DESCRIPTION OF THE TASK: From the listing that follows, reproduce only the lines from the one holding "Give me the" through the one holding "const s = (text: string): Cell", both included, with no pictures.

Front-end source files
-*-*-

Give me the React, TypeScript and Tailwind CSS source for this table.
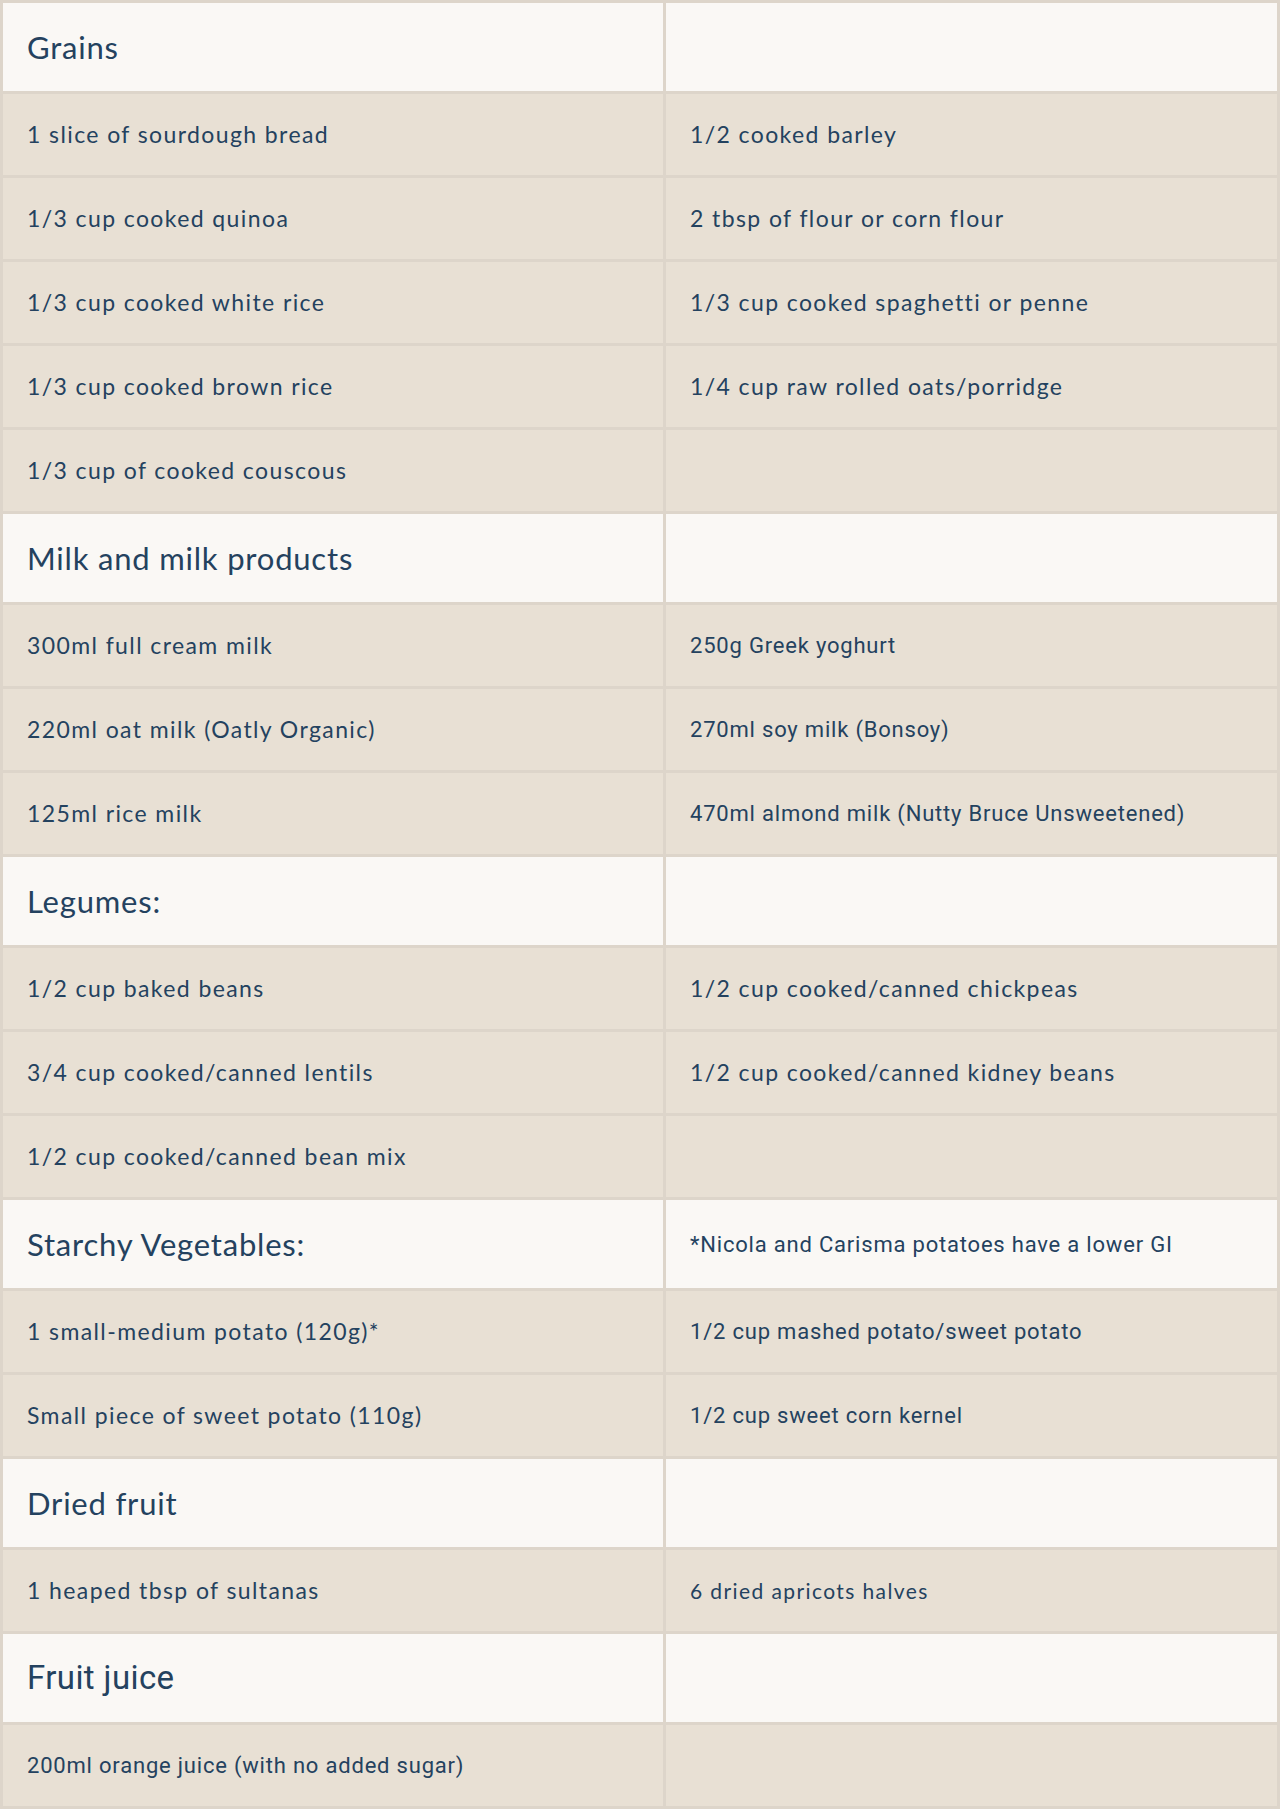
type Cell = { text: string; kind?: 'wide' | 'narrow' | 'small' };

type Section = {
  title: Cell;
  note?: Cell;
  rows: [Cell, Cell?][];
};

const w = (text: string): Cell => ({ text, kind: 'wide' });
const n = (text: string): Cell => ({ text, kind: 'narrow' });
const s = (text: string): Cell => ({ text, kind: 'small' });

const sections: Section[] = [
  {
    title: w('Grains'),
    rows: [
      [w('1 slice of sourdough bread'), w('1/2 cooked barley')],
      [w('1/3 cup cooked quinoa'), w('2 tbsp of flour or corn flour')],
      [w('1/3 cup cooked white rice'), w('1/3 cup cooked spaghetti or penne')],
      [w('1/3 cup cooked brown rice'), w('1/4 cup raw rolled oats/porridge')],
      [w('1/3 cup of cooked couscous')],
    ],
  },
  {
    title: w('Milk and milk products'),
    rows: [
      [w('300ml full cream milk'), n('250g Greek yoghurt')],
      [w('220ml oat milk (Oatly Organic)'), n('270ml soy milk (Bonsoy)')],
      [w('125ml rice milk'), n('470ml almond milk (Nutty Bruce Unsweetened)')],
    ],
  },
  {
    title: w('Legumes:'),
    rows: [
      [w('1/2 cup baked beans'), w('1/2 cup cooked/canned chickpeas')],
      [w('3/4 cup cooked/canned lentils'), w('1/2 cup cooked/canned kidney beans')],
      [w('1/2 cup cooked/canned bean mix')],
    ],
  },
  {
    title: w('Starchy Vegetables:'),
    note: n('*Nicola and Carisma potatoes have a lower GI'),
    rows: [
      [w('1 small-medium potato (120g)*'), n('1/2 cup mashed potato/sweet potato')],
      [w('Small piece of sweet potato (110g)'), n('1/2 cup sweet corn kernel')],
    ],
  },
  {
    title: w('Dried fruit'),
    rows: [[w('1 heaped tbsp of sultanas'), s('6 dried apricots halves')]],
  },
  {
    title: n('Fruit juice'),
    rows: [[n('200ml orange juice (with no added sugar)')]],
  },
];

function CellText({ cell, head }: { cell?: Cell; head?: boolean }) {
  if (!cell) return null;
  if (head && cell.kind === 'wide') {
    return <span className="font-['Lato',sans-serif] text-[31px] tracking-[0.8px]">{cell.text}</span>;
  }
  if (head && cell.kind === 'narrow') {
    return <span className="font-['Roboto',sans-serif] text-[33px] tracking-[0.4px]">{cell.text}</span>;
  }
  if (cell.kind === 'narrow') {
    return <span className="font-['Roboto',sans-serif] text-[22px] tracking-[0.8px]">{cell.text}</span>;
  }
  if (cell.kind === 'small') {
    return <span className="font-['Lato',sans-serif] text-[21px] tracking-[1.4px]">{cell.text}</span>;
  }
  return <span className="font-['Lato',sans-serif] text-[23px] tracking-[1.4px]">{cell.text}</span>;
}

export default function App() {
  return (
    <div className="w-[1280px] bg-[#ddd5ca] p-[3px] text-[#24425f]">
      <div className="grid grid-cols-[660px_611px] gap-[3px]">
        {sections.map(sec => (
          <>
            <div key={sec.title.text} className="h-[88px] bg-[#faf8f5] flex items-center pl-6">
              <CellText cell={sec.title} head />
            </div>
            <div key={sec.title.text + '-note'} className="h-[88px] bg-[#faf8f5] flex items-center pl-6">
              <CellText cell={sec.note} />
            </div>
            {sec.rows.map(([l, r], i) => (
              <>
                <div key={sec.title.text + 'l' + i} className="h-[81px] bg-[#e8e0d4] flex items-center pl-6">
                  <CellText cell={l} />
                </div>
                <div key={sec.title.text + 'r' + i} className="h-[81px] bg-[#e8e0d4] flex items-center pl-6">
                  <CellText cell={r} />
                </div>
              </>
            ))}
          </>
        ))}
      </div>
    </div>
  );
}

-*-*-

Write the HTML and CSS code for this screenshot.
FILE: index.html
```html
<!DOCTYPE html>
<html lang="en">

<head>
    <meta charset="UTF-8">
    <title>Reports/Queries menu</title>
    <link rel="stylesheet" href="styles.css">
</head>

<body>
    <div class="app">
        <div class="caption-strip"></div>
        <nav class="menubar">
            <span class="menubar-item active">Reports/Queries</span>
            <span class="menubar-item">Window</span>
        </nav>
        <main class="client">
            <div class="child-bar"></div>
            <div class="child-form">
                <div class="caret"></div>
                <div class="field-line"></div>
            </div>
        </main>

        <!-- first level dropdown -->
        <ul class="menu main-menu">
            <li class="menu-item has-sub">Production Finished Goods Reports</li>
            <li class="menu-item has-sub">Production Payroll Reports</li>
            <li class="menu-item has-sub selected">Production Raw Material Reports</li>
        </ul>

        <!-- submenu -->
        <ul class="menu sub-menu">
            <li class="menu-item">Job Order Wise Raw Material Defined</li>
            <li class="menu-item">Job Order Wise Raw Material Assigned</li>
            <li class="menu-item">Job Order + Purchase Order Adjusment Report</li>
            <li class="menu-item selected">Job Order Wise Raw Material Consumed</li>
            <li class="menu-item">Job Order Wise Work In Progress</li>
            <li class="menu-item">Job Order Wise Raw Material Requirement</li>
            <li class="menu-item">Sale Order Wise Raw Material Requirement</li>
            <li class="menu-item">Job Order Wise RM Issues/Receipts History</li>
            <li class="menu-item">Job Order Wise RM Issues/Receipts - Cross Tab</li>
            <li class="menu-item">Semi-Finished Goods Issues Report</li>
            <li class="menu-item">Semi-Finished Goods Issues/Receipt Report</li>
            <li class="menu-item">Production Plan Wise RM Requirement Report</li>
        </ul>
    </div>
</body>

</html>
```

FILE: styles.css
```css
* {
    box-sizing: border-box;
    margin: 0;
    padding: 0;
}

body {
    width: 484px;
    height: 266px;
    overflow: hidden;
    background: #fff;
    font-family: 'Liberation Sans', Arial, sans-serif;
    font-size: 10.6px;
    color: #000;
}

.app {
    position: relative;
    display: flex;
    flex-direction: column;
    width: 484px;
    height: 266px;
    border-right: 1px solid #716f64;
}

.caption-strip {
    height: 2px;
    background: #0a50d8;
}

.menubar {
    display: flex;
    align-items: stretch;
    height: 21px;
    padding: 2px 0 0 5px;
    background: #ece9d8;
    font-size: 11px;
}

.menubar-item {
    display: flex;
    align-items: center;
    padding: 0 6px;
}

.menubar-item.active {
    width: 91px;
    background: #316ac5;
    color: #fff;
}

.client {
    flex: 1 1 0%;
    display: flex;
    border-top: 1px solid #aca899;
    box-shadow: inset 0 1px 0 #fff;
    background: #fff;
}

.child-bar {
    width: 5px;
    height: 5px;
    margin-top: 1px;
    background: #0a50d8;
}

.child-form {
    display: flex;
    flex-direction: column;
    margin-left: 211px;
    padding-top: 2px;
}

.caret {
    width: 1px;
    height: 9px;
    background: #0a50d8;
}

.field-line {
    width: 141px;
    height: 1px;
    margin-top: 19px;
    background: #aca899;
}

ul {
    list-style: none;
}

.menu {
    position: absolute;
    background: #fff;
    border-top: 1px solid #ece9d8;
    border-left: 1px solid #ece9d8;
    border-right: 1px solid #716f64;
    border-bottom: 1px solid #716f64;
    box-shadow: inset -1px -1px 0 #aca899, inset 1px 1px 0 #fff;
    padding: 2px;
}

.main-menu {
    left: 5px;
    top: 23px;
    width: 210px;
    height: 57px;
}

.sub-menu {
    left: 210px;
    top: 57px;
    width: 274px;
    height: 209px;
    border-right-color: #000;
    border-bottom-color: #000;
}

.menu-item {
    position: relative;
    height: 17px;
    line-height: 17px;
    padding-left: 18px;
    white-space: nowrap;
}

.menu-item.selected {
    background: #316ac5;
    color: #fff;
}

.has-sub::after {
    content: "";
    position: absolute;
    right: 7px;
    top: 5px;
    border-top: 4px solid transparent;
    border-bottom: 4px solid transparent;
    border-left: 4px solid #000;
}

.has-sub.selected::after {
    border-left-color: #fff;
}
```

-*-*-

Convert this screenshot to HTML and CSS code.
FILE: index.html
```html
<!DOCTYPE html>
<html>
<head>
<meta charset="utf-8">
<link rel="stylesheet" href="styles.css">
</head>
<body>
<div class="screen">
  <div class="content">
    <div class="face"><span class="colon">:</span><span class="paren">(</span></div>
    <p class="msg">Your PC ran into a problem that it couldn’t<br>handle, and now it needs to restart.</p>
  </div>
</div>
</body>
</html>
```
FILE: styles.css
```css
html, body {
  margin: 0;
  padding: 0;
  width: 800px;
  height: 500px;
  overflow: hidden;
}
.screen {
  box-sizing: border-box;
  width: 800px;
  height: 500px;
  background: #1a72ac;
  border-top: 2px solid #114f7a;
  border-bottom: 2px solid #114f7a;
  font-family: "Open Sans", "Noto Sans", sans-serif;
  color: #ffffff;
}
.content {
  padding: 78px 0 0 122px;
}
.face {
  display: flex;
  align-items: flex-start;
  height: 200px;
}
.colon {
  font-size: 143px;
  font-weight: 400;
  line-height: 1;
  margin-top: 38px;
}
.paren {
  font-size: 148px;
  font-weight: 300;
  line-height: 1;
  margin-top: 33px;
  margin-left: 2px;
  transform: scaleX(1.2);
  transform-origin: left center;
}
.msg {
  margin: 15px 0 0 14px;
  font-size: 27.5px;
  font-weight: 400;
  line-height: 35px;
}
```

-*-*-

EXERCISE RESPONSE:
Give me the React, TypeScript and Tailwind CSS source for this table.
type Cell = { text: string; kind?: 'wide' | 'narrow' | 'small' };

type Section = {
  title: Cell;
  note?: Cell;
  rows: [Cell, Cell?][];
};

const w = (text: string): Cell => ({ text, kind: 'wide' });
const n = (text: string): Cell => ({ text, kind: 'narrow' });
const s = (text: string): Cell => ({ text, kind: 'small' });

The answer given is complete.